L’attribuzione del bene della vita che si richiedeva, ovverosia la reintegra nel posto di lavoro, comportava necessariamente l’esame della validita’ ed efficacia delle dimissioni oggetto del precedente giudizio, la cui decisione, in base ai principi sopra enunciati, era pertanto destinata a coprire anche il “deducibile”.

6. Conclusivamente il ricorso, per i motivi sinora esposti, non merita accoglimento.

Il governo delle spese del presente giudizio segue il principio della soccombenza nella misura in dispositivo liquidata.

Si da’ atto, infine, della sussistenza delle condizioni richieste dal Decreto del Presidente della Repubblica n. 115 del 2002, articolo 13, comma 1 quater, per il versamento da parte ricorrente, a titolo di contributo unificato, dell’ulteriore importo pari a quello versato per il ricorso.

P.Q.M.

La Corte rigetta il ricorso. Condanna la ricorrente al pagamento delle spese del presente giudizio che liquida in Euro 200,00 per esborsi ed Euro 3.000,00 per compensi professionali oltre spese generali al 15% ed accessori di legge.

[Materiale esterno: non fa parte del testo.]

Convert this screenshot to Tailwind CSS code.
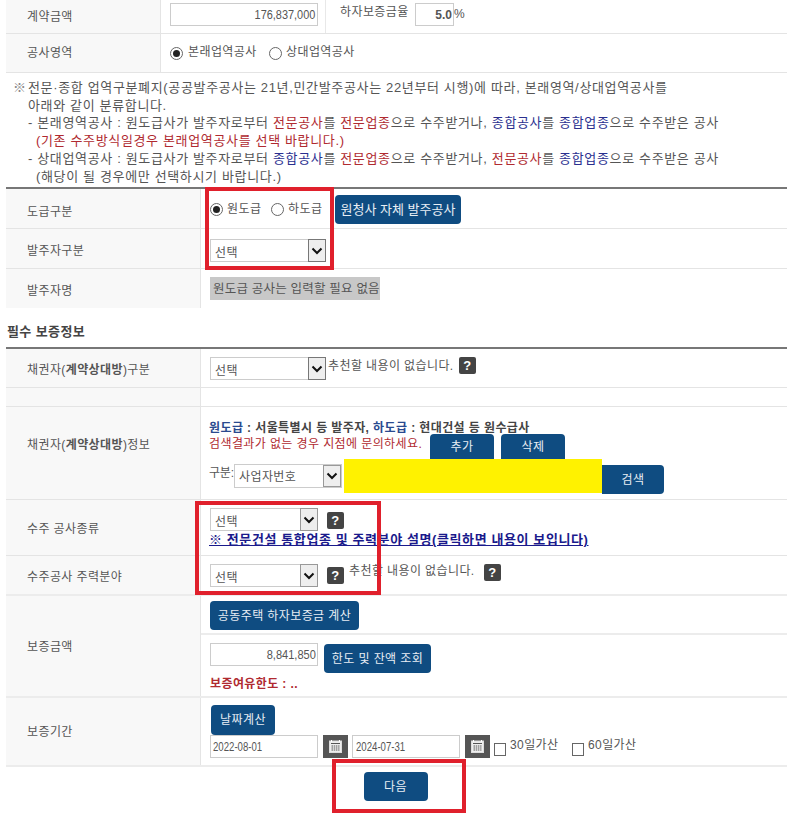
<!DOCTYPE html>
<html lang="ko">
<head>
<meta charset="utf-8">
<script src="https://cdn.jsdelivr.net/npm/@tailwindcss/browser@4"></script>
</head>
<body class="bg-white">
<div class="relative w-[800px] h-[816px] overflow-hidden pl-[6px] font-['Liberation_Sans','Noto_Sans_CJK_KR',sans-serif] text-[12px] leading-[16px] tracking-[0.4px] text-[#555]">

  <!-- top table -->
  <div class="w-[781px]">
    <div class="flex h-[34px] border-b border-[#e4e4e4]">
      <div class="w-[155px] bg-[#f8f8f8] border-r border-[#e4e4e4] pl-[21px] flex items-center">계약금액</div>
      <div class="flex-1 flex items-start pt-[3px] pl-[9px] whitespace-nowrap">
        <div class="w-[148px] h-[23px] border border-[#ccc] flex items-center justify-end pr-[2px]"><span class="inline-block origin-right scale-x-[0.84] text-[13px] tracking-normal">176,837,000</span></div>
        <div class="w-[8px] h-[33px] -mt-[3px] mr-[14px] border-r border-[#e8e8e8]"></div>
        <span class="mt-[1px] w-[75px]">하자보증금율</span>
        <div class="w-[39px] h-[23px] border border-[#ccc] flex items-center justify-end pr-[1px] font-bold tracking-normal">5.0</div>
        <span class="mt-[3px] tracking-normal">%</span>
      </div>
    </div>
    <div class="flex h-[39px] border-b border-[#e4e4e4]">
      <div class="w-[155px] bg-[#f8f8f8] border-r border-[#e4e4e4] pl-[21px] flex items-center">공사영역</div>
      <div class="flex-1 flex items-center pl-[9px] whitespace-nowrap">
        <span class="w-[13px] h-[13px] rounded-full border border-[#666] flex items-center justify-center"><span class="w-[7px] h-[7px] rounded-full bg-[#222]"></span></span>
        <span class="ml-[5px] -mt-[2px] w-[69px]">본래업역공사</span>
        <span class="ml-[12px] w-[13px] h-[13px] rounded-full border border-[#666]"></span>
        <span class="ml-[4px] -mt-[2px]">상대업역공사</span>
      </div>
    </div>
    <div class="h-[114px] pt-[6px] pl-[7px] text-[13px] leading-[17.7px] tracking-[0.65px] whitespace-nowrap">
      <p><span class="inline-block w-[15px] text-[#888] tracking-normal">※</span>전문·종합 업역구분폐지(공공발주공사는 21년,민간발주공사는 22년부터 시행)에 따라, 본래영역/상대업역공사를</p>
      <p class="pl-[15px]">아래와 같이 분류합니다.</p>
      <p class="pl-[15px]">- 본래영역공사 : 원도급사가 발주자로부터 <span class="text-[#b02a30]">전문공사</span>를 <span class="text-[#b02a30]">전문업종</span>으로 수주받거나, <span class="text-[#2a2f8f]">종합공사</span>를 <span class="text-[#2a2f8f]">종합업종</span>으로 수주받은 공사</p>
      <p class="pl-[23px] text-[#b02a30]">(기존 수주방식일경우 본래업역공사를 선택 바랍니다.)</p>
      <p class="pl-[15px]">- 상대업역공사 : 원도급사가 발주자로부터 <span class="text-[#2a2f8f]">종합공사</span>를 <span class="text-[#b02a30]">전문업종</span>으로 수주받거나, <span class="text-[#b02a30]">전문공사</span>를 <span class="text-[#2a2f8f]">종합업종</span>으로 수주받은 공사</p>
      <p class="pl-[23px]">(해당이 될 경우에만 선택하시기 바랍니다.)</p>
    </div>
    <div class="border-t-2 border-[#777]">
      <div class="flex h-[40px] border-b border-[#e4e4e4]">
        <div class="w-[195px] bg-[#f8f8f8] border-r border-[#e4e4e4] pl-[21px] pt-[6px] flex items-center">도급구분</div>
        <div class="flex-1 flex items-start pl-[9px] whitespace-nowrap">
          <span class="mt-[14px] w-[13px] h-[13px] rounded-full border border-[#666] flex items-center justify-center"><span class="w-[7px] h-[7px] rounded-full bg-[#222]"></span></span>
          <span class="ml-[4px] mt-[12px] w-[37px]">원도급</span>
          <span class="ml-[7px] mt-[14px] w-[13px] h-[13px] rounded-full border border-[#666]"></span>
          <span class="ml-[4px] mt-[12px] w-[37px]">하도급</span>
          <button class="ml-[10px] mt-[6px] w-[126px] h-[29px] rounded-[4px] bg-[#0f4c81] text-[#e8eef4] text-[13px] tracking-normal">원청사 자체 발주공사</button>
        </div>
      </div>
      <div class="flex h-[40px] border-b border-[#e4e4e4]">
        <div class="w-[195px] bg-[#f8f8f8] border-r border-[#e4e4e4] pl-[21px] pt-[4px] flex items-center">발주자구분</div>
        <div class="flex-1 pl-[9px] pt-[10px]">
          <div class="w-[116px] h-[23px] border border-[#ccc] flex items-center justify-between pl-[4px]"><span class="mt-[4px]">선택</span>
            <span class="w-[18px] h-[23px] -mr-px border border-[#777] bg-[#eee] flex items-center justify-center"><svg width="12" height="8" viewBox="0 0 12 8"><path d="M1.5 1.5 6 6l4.5-4.5" fill="none" stroke="#111" stroke-width="2"/></svg></span>
          </div>
        </div>
      </div>
      <div class="flex h-[39px]">
        <div class="w-[195px] bg-[#f8f8f8] border-r border-[#e4e4e4] pl-[21px] pt-[5px] flex items-center">발주자명</div>
        <div class="flex-1 pl-[9px] pt-[8px]">
          <div class="w-[170px] h-[23px] bg-[#c8c8c8] flex items-center pl-[3px] text-[12.5px] tracking-[0.2px] whitespace-nowrap">원도급 공사는 입력할 필요 없음</div>
        </div>
      </div>
    </div>
  </div>

  <h2 class="h-[39px] pt-[16px] pl-[1px] font-bold text-[13px] text-[#444]">필수 보증정보</h2>

  <!-- bottom table -->
  <div class="w-[781px] border-t-2 border-[#777]">
    <div class="flex h-[39px] border-b border-[#e4e4e4]">
      <div class="w-[195px] bg-[#f8f8f8] border-r border-[#e4e4e4] pl-[21px] pt-[3px] flex items-center"><span>채권자(<b>계약상대방</b>)구분</span></div>
      <div class="flex-1 flex items-start pl-[9px] pt-[8px] whitespace-nowrap">
        <div class="w-[116px] h-[23px] border border-[#ccc] flex items-center justify-between pl-[4px]"><span class="mt-[4px]">선택</span>
          <span class="w-[18px] h-[23px] -mr-px border border-[#777] bg-[#eee] flex items-center justify-center"><svg width="12" height="8" viewBox="0 0 12 8"><path d="M1.5 1.5 6 6l4.5-4.5" fill="none" stroke="#111" stroke-width="2"/></svg></span>
        </div>
        <span class="ml-[2px] mt-[1px] w-[127px]">추천할 내용이 없습니다.</span>
        <span class="ml-[4px] w-[17px] h-[17px] rounded-[2px] bg-[#444] text-white font-bold text-[13px] flex items-center justify-center">?</span>
      </div>
    </div>
    <div class="flex h-[19px] border-b border-[#e4e4e4]">
      <div class="w-[195px] bg-[#f8f8f8] border-r border-[#e4e4e4]"></div>
    </div>
    <div class="flex h-[93px] border-b border-[#e4e4e4]">
      <div class="w-[195px] bg-[#f8f8f8] border-r border-[#e4e4e4] pl-[21px] pb-[16px] flex items-center"><span>채권자(<b>계약상대방</b>)정보</span></div>
      <div class="flex-1 pl-[8px] pt-[13px] whitespace-nowrap">
        <p class="font-bold text-[#444]"><span class="text-[#2a4a8f]">원도급</span> : 서울특별시 등 발주자, <span class="text-[#2a4a8f]">하도급</span> : 현대건설 등 원수급사</p>
        <div class="flex items-start">
          <span class="w-[221px] text-[#b02a30]">검색결과가 없는 경우 지점에 문의하세요.</span>
          <button class="w-[64px] h-[26px] mt-[-2px] rounded-t-[4px] bg-[#0f4c81] text-[#e8eef4]">추가</button>
          <button class="ml-[7px] w-[64px] h-[26px] mt-[-2px] rounded-t-[4px] bg-[#0f4c81] text-[#e8eef4]">삭제</button>
        </div>
        <div class="flex items-start -mt-[1px]">
          <span class="mt-[6px] w-[25px] tracking-[-0.2px]">구분:</span>
          <div class="mt-[5px] w-[108px] h-[24px] border border-[#ccc] flex items-start justify-between pl-[4px] pt-[4px]">사업자번호
            <span class="w-[18px] h-[22px] -mt-[4px] border border-[#999] bg-[#eee] flex items-center justify-center"><svg width="12" height="8" viewBox="0 0 12 8"><path d="M1.5 1.5 6 6l4.5-4.5" fill="none" stroke="#111" stroke-width="2"/></svg></span>
          </div>
          <div class="ml-[2px] w-[258px] h-[34px] bg-[#fff200]"></div>
          <button class="mt-[6px] w-[62px] h-[29px] rounded-r-[4px] bg-[#0f4c81] text-[#e8eef4]">검색</button>
        </div>
      </div>
    </div>
    <div class="flex h-[56px] border-b border-[#e4e4e4]">
      <div class="w-[195px] bg-[#f8f8f8] border-r border-[#e4e4e4] pl-[21px] pt-[2px] flex items-center">수주 공사종류</div>
      <div class="flex-1 pl-[9px] pt-[8px] whitespace-nowrap">
        <div class="flex items-start">
          <div class="w-[108px] h-[23px] border border-[#ccc] flex items-center justify-between pl-[4px]"><span class="mt-[4px]">선택</span>
            <span class="w-[18px] h-[23px] -mr-px border border-[#999] bg-[#eee] flex items-center justify-center"><svg width="12" height="8" viewBox="0 0 12 8"><path d="M1.5 1.5 6 6l4.5-4.5" fill="none" stroke="#111" stroke-width="2"/></svg></span>
          </div>
          <span class="ml-[9px] mt-[4px] w-[17px] h-[17px] rounded-[2px] bg-[#444] text-white font-bold text-[13px] flex items-center justify-center">?</span>
        </div>
        <a class="block -ml-px mt-[1px] font-bold underline text-[#1a1a8c] text-[13px] tracking-[0.6px]">※ 전문건설 통합업종 및 주력분야 설명(클릭하면 내용이 보입니다)</a>
      </div>
    </div>
    <div class="flex h-[40px] border-b-2 border-[#ececec]">
      <div class="w-[195px] bg-[#f8f8f8] border-r border-[#e4e4e4] pl-[21px] pt-[3px] flex items-center">수주공사 주력분야</div>
      <div class="flex-1 flex items-start pl-[9px] pt-[8px] whitespace-nowrap">
        <div class="w-[108px] h-[23px] border border-[#ccc] flex items-center justify-between pl-[4px]"><span class="mt-[4px]">선택</span>
          <span class="w-[18px] h-[23px] -mr-px border border-[#999] bg-[#eee] flex items-center justify-center"><svg width="12" height="8" viewBox="0 0 12 8"><path d="M1.5 1.5 6 6l4.5-4.5" fill="none" stroke="#111" stroke-width="2"/></svg></span>
        </div>
        <span class="ml-[9px] mt-[3px] w-[17px] h-[17px] rounded-[2px] bg-[#444] text-white font-bold text-[13px] flex items-center justify-center">?</span>
        <span class="ml-[5px] -mt-px w-[128px]">추천할 내용이 없습니다.</span>
        <span class="ml-[7px] w-[17px] h-[17px] rounded-[2px] bg-[#444] text-white font-bold text-[13px] flex items-center justify-center">?</span>
      </div>
    </div>
    <div class="flex h-[102px] border-b-2 border-[#ececec]">
      <div class="w-[195px] bg-[#f8f8f8] border-r border-[#e4e4e4] pl-[21px] pt-[2px] flex items-center">보증금액</div>
      <div class="flex-1 whitespace-nowrap">
        <div class="h-[39px] border-b-2 border-[#ececec] pl-[9px] pt-[5px]">
          <button class="w-[149px] h-[29px] rounded-[4px] bg-[#0f4c81] text-[#e8eef4]">공동주택 하자보증금 계산</button>
        </div>
        <div class="flex items-start pl-[9px] pt-[8px]">
          <div class="w-[108px] h-[23px] border border-[#ccc] flex items-center justify-end pr-[1px]"><span class="inline-block origin-right scale-x-[0.85] text-[13px] tracking-normal">8,841,850</span></div>
          <button class="ml-[6px] mt-[1px] w-[107px] h-[29px] rounded-[4px] bg-[#0f4c81] text-[#e8eef4]">한도 및 잔액 조회</button>
        </div>
        <p class="pl-[9px] mt-[3px] font-bold text-[#b02a30]">보증여유한도 : ..</p>
      </div>
    </div>
    <div class="flex h-[69px] border-b-2 border-[#ececec]">
      <div class="w-[195px] bg-[#f8f8f8] border-r border-[#e4e4e4] pl-[21px] flex items-center">보증기간</div>
      <div class="flex-1 pl-[9px] pt-[7px] whitespace-nowrap">
        <button class="block ml-px w-[64px] h-[30px] rounded-[4px] bg-[#0f4c81] text-[#e8eef4]">날짜계산</button>
        <div class="flex items-start">
          <div class="w-[108px] h-[23px] border border-[#ccc] flex items-center pl-[2px]"><span class="inline-block origin-left scale-x-[0.74] text-[13px] tracking-normal">2022-08-01</span></div>
          <span class="ml-[5px] w-[25px] h-[23px] bg-[#555] flex items-center justify-center"><svg width="13" height="13" viewBox="0 0 13 13"><rect x=".5" y="1" width="12" height="11.5" fill="#eee" stroke="#ddd"/><rect x="2" y="0" width="1" height="2" fill="#fff"/><rect x="10" y="0" width="1" height="2" fill="#fff"/><path d="M2 3.5h9" stroke="#555"/><path d="M2.5 6h8M2.5 8h8M2.5 10h8" stroke="#555" stroke-dasharray="1.5 .7"/></svg></span>
          <div class="ml-[4px] w-[108px] h-[23px] border border-[#ccc] flex items-center pl-[3px]"><span class="inline-block origin-left scale-x-[0.74] text-[13px] tracking-normal">2024-07-31</span></div>
          <span class="ml-[5px] w-[25px] h-[23px] bg-[#555] flex items-center justify-center"><svg width="13" height="13" viewBox="0 0 13 13"><rect x=".5" y="1" width="12" height="11.5" fill="#eee" stroke="#ddd"/><rect x="2" y="0" width="1" height="2" fill="#fff"/><rect x="10" y="0" width="1" height="2" fill="#fff"/><path d="M2 3.5h9" stroke="#555"/><path d="M2.5 6h8M2.5 8h8M2.5 10h8" stroke="#555" stroke-dasharray="1.5 .7"/></svg></span>
          <span class="ml-[4px] mt-[8px] w-[12px] h-[13px] border border-[#666]"></span>
          <span class="ml-[4px] mt-[2px] w-[47px]">30일가산</span>
          <span class="ml-[15px] mt-[8px] w-[12px] h-[13px] border border-[#666]"></span>
          <span class="ml-[4px] mt-[2px]">60일가산</span>
        </div>
      </div>
    </div>
    <div class="flex justify-center pt-[5px]">
      <button class="ml-[-2px] w-[64px] h-[29px] rounded-[4px] bg-[#0f4c81] text-[#e8eef4]">다음</button>
    </div>
  </div>

  <!-- annotation overlays -->
  <div class="absolute left-[205px] top-[187px] w-[129px] h-[83px] border-[4px] border-[#e0202c] pointer-events-none"></div>
  <div class="absolute left-[195px] top-[501px] w-[186px] h-[94px] border-[4px] border-[#e0202c] pointer-events-none"></div>
  <div class="absolute left-[332px] top-[759px] w-[134px] h-[54px] border-[4px] border-[#e0202c] pointer-events-none"></div>
</div>
</body>
</html>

Ai sensi del Decreto del Presidente della Repubblica n. 115 del 2002, articolo 13, comma 1 quater, da’ atto della sussistenza dei presupposti per il versamento, da parte della ricorrente, dell’ulteriore importo a titolo di contributo unificato pari a quello dovuto per il ricorso, a norma dello stesso articolo 13, comma 1 bis.